In those strange cases that something just started working when it was broken before, you can enable BISECT_REVERSE, where a ktest.pl will execute git bisect good on failure, and git bisect bad when the test succeeds. This will find that commit that fixed the bug.

Patch check type

For those maintainers that take patches from others, or simply want to run that last set of patches that have been committed into git through some verification tests before sending the results upstream, the patch check can help. It will checkout the git repo of one commit and incrementally checkout each commit leading up to a final commit to check and for each commit it will execute the PATCHCHECK_TYPE subtype of test. This test modifies what the build does (for all test subtypes). If warning appears in a file that the commit touches, then it will fail the build. As there is no good reason that new code should add new warnings to the kernel.

randconfig type

The randconfig test type will execute randconfig to create the config file for the build. You can also specify a MIN_CONFIG that will hold the default configs that should be set for the config (both enabled and disabled configs, so make sure you remove anything that you do not want to force in that file). This is a test that is useful to use the ITERATE option of ktest.pl to iterate a single test type several times.

config bisect

On those off occasions that you find that you have two configs for the same version of the kernel, yet one works and the other does not and you have no idea which config is the problem config. ktest.pl supplies a config bisect that will try various configs doing a semi bisect to find the culprit. It is a semi config as the config dependencies prevents a true bisect to be done.

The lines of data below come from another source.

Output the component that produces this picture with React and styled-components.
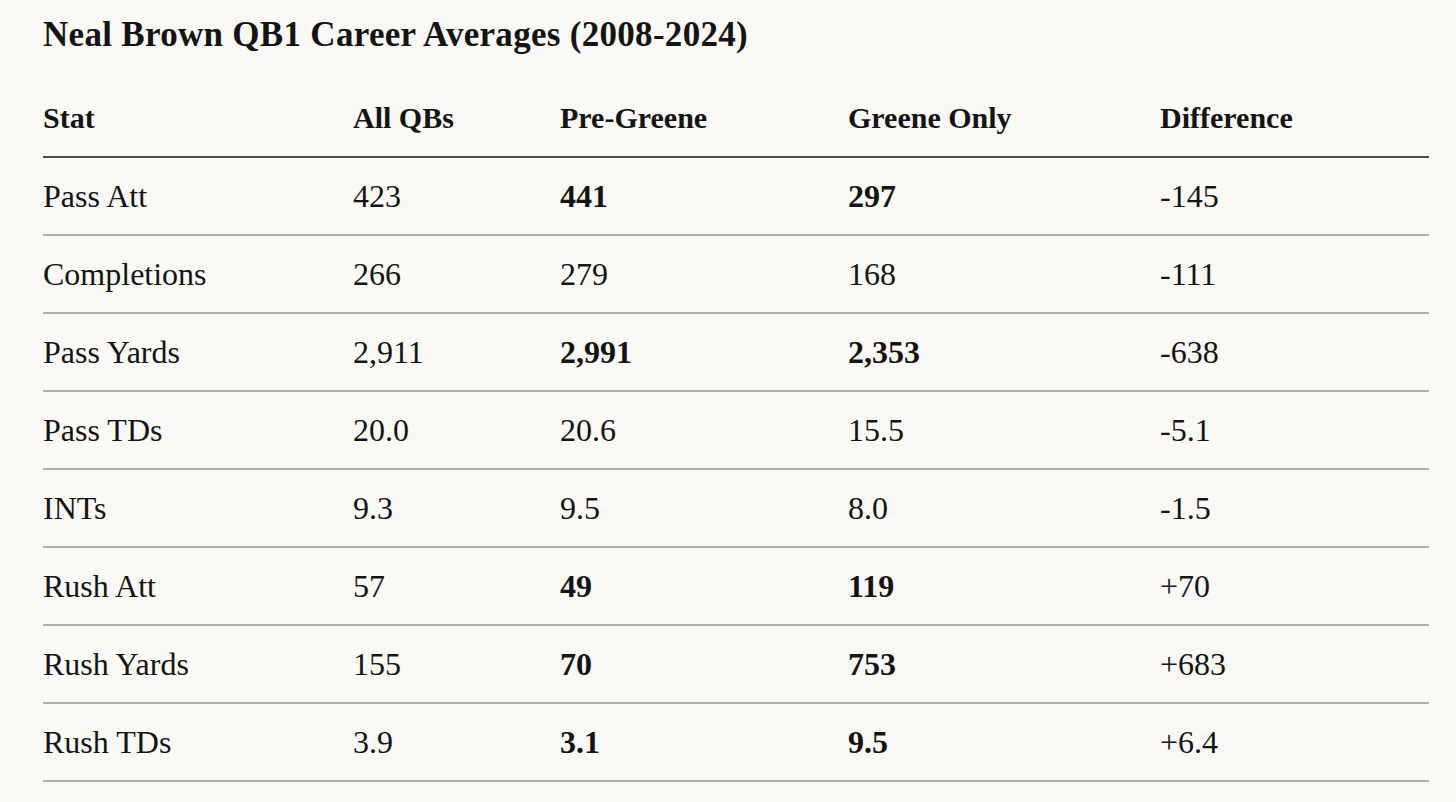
import React from 'react'
import styled, { createGlobalStyle } from 'styled-components'

const GlobalStyle = createGlobalStyle`
    html, body {
        margin: 0;
        padding: 0;
        background: #f9f8f4;
    }
    body {
        font-family: "Liberation Serif", "Times New Roman", serif;
        color: #141414;
    }
`

const Page = styled.div`
    width: 1456px;
    height: 802px;
    padding: 14px 27px 0 43px;
    box-sizing: border-box;
    overflow: hidden;
`

const Title = styled.h1`
    margin: 0;
    font-size: 35px;
    line-height: 42px;
    font-weight: 700;
    letter-spacing: 0.3px;
`

const Table = styled.table`
    width: 100%;
    margin-top: 24px;
    border-collapse: collapse;
    table-layout: fixed;
`

const HeadCell = styled.th`
    height: 76px;
    padding: 0;
    text-align: left;
    font-size: 30px;
    font-weight: 700;
    border-bottom: 2px solid #4d4d4d;
    vertical-align: middle;
`

const Cell = styled.td`
    height: 76px;
    padding: 0;
    font-size: 32px;
    font-weight: ${p => (p.bold ? 700 : 400)};
    border-bottom: 2px solid #acacac;
    vertical-align: middle;
`

const columns = [
    { label: 'Stat', width: 310 },
    { label: 'All QBs', width: 207 },
    { label: 'Pre-Greene', width: 288 },
    { label: 'Greene Only', width: 312 },
    { label: 'Difference', width: 269 },
]

const rows = [
    { stat: 'Pass Att', all: '423', pre: '441', greene: '297', diff: '-145', bold: true },
    { stat: 'Completions', all: '266', pre: '279', greene: '168', diff: '-111' },
    { stat: 'Pass Yards', all: '2,911', pre: '2,991', greene: '2,353', diff: '-638', bold: true },
    { stat: 'Pass TDs', all: '20.0', pre: '20.6', greene: '15.5', diff: '-5.1' },
    { stat: 'INTs', all: '9.3', pre: '9.5', greene: '8.0', diff: '-1.5' },
    { stat: 'Rush Att', all: '57', pre: '49', greene: '119', diff: '+70', bold: true },
    { stat: 'Rush Yards', all: '155', pre: '70', greene: '753', diff: '+683', bold: true },
    { stat: 'Rush TDs', all: '3.9', pre: '3.1', greene: '9.5', diff: '+6.4', bold: true },
]

const App = () => (
    <Page>
        <GlobalStyle />
        <Title>Neal Brown QB1 Career Averages (2008-2024)</Title>
        <Table>
            <colgroup>
                {columns.map(c => (
                    <col key={c.label} style={{ width: c.width }} />
                ))}
            </colgroup>
            <thead>
                <tr>
                    {columns.map(c => (
                        <HeadCell key={c.label}>{c.label}</HeadCell>
                    ))}
                </tr>
            </thead>
            <tbody>
                {rows.map(r => (
                    <tr key={r.stat}>
                        <Cell>{r.stat}</Cell>
                        <Cell>{r.all}</Cell>
                        <Cell bold={r.bold}>{r.pre}</Cell>
                        <Cell bold={r.bold}>{r.greene}</Cell>
                        <Cell>{r.diff}</Cell>
                    </tr>
                ))}
            </tbody>
        </Table>
    </Page>
)

export default App
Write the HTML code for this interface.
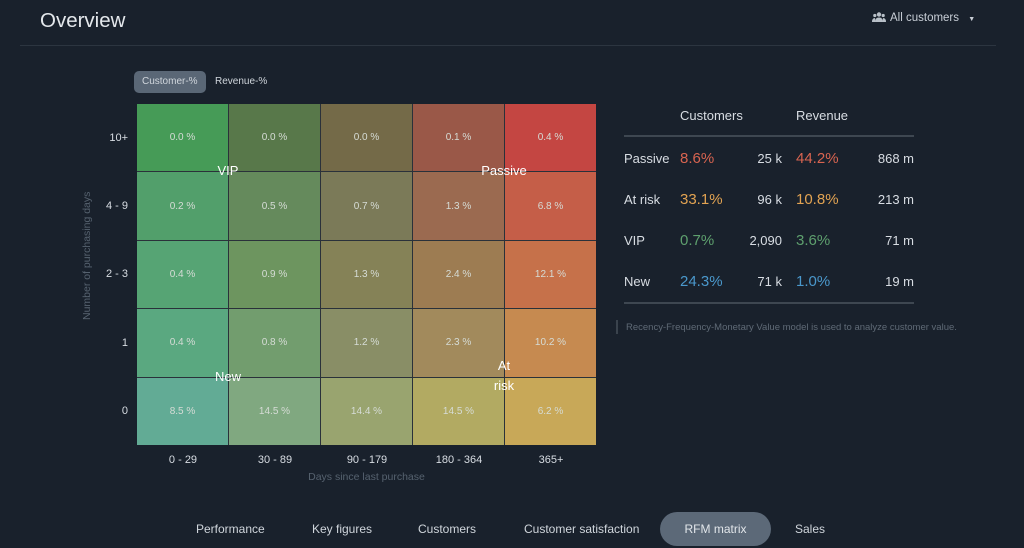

When a user of your code has a bug it is common to ask the user for their config file. The problem is that their config file may not boot on your machine. The solution is to add a minimum configuration that you know is needed to boot your box. But if your minimum configuration is not the true minimum, it is likely that one of your configurations might override the config that causes the bug. Having a true minimum config limits this collision, and if the minimum still hides the bug, the bug is a machine specific bug and not a configuration issue.

Using make_min_config, you can bring down a config that was made by localmodconfig from 1200 configurations to 148 configurations. Even better, ktest.pl will keep track of the individual configurations that were needed otherwise the box did not boot. That is, just the ones that failed to boot and not set because another config was set. This config ended up being 13 configs, and just adding these configs to an allnoconfig allowed it to boot.